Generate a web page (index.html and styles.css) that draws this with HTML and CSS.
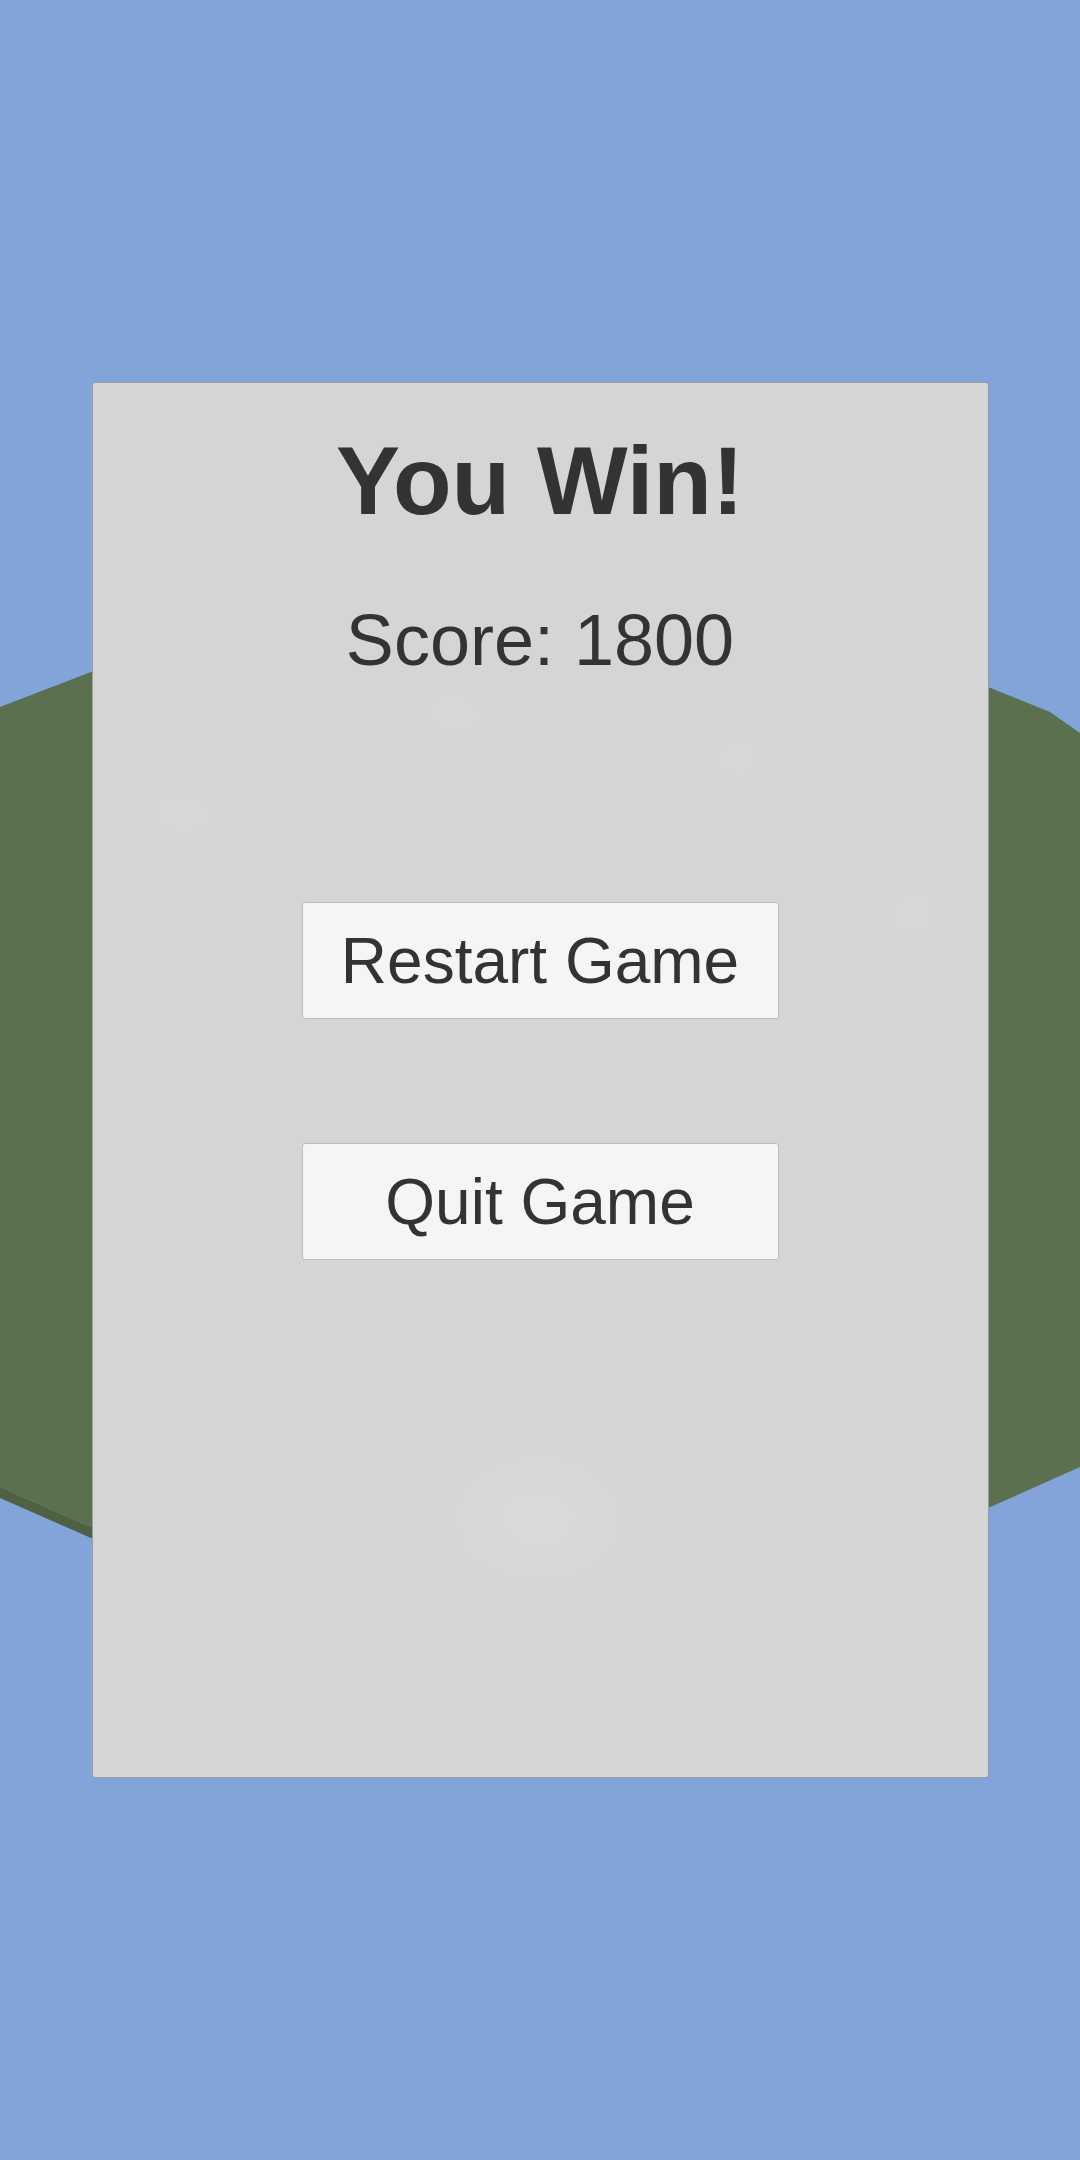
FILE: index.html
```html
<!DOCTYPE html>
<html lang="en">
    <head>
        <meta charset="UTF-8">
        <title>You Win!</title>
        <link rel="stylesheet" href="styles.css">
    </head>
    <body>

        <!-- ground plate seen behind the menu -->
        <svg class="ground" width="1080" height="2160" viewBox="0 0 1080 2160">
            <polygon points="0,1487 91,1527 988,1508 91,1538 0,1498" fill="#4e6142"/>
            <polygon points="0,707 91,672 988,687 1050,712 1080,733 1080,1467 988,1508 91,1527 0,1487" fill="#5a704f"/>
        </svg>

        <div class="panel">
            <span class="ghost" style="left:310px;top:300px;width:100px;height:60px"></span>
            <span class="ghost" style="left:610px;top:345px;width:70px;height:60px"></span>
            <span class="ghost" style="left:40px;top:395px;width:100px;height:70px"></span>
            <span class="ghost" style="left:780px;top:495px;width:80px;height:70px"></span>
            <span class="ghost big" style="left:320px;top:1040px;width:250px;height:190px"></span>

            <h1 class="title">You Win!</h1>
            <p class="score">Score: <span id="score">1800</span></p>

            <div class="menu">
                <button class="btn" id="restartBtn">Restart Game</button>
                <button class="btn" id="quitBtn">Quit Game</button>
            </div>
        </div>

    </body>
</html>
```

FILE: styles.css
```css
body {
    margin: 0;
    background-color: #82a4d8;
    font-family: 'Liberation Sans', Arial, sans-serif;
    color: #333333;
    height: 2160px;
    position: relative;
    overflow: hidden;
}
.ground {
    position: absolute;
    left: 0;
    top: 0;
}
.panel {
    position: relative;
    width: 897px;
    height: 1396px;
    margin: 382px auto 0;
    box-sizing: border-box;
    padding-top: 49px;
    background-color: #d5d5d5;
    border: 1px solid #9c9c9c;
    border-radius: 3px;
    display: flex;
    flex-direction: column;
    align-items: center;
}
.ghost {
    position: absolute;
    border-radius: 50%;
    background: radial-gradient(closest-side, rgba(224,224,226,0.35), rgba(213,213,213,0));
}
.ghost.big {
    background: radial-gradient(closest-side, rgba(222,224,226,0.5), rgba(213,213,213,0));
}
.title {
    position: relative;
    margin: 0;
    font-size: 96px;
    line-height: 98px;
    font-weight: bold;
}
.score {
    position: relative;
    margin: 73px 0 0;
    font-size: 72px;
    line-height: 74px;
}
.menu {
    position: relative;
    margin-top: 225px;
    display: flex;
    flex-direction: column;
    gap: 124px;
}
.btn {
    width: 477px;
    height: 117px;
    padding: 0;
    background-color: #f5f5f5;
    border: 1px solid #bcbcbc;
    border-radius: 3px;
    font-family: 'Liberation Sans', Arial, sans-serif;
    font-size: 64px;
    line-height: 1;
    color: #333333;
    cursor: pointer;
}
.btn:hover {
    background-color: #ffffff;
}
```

-- GIVEN TASK --
Pictures excluded, quote all the data above exactly.

-- REPLY --
Generate a web page (index.html and styles.css) that draws this with HTML and CSS.
FILE: index.html
```html
<!DOCTYPE html>
<html lang="en">
    <head>
        <meta charset="UTF-8">
        <title>You Win!</title>
        <link rel="stylesheet" href="styles.css">
    </head>
    <body>

        <!-- ground plate seen behind the menu -->
        <svg class="ground" width="1080" height="2160" viewBox="0 0 1080 2160">
            <polygon points="0,1487 91,1527 988,1508 91,1538 0,1498" fill="#4e6142"/>
            <polygon points="0,707 91,672 988,687 1050,712 1080,733 1080,1467 988,1508 91,1527 0,1487" fill="#5a704f"/>
        </svg>

        <div class="panel">
            <span class="ghost" style="left:310px;top:300px;width:100px;height:60px"></span>
            <span class="ghost" style="left:610px;top:345px;width:70px;height:60px"></span>
            <span class="ghost" style="left:40px;top:395px;width:100px;height:70px"></span>
            <span class="ghost" style="left:780px;top:495px;width:80px;height:70px"></span>
            <span class="ghost big" style="left:320px;top:1040px;width:250px;height:190px"></span>

            <h1 class="title">You Win!</h1>
            <p class="score">Score: <span id="score">1800</span></p>

            <div class="menu">
                <button class="btn" id="restartBtn">Restart Game</button>
                <button class="btn" id="quitBtn">Quit Game</button>
            </div>
        </div>

    </body>
</html>
```

FILE: styles.css
```css
body {
    margin: 0;
    background-color: #82a4d8;
    font-family: 'Liberation Sans', Arial, sans-serif;
    color: #333333;
    height: 2160px;
    position: relative;
    overflow: hidden;
}
.ground {
    position: absolute;
    left: 0;
    top: 0;
}
.panel {
    position: relative;
    width: 897px;
    height: 1396px;
    margin: 382px auto 0;
    box-sizing: border-box;
    padding-top: 49px;
    background-color: #d5d5d5;
    border: 1px solid #9c9c9c;
    border-radius: 3px;
    display: flex;
    flex-direction: column;
    align-items: center;
}
.ghost {
    position: absolute;
    border-radius: 50%;
    background: radial-gradient(closest-side, rgba(224,224,226,0.35), rgba(213,213,213,0));
}
.ghost.big {
    background: radial-gradient(closest-side, rgba(222,224,226,0.5), rgba(213,213,213,0));
}
.title {
    position: relative;
    margin: 0;
    font-size: 96px;
    line-height: 98px;
    font-weight: bold;
}
.score {
    position: relative;
    margin: 73px 0 0;
    font-size: 72px;
    line-height: 74px;
}
.menu {
    position: relative;
    margin-top: 225px;
    display: flex;
    flex-direction: column;
    gap: 124px;
}
.btn {
    width: 477px;
    height: 117px;
    padding: 0;
    background-color: #f5f5f5;
    border: 1px solid #bcbcbc;
    border-radius: 3px;
    font-family: 'Liberation Sans', Arial, sans-serif;
    font-size: 64px;
    line-height: 1;
    color: #333333;
    cursor: pointer;
}
.btn:hover {
    background-color: #ffffff;
}
```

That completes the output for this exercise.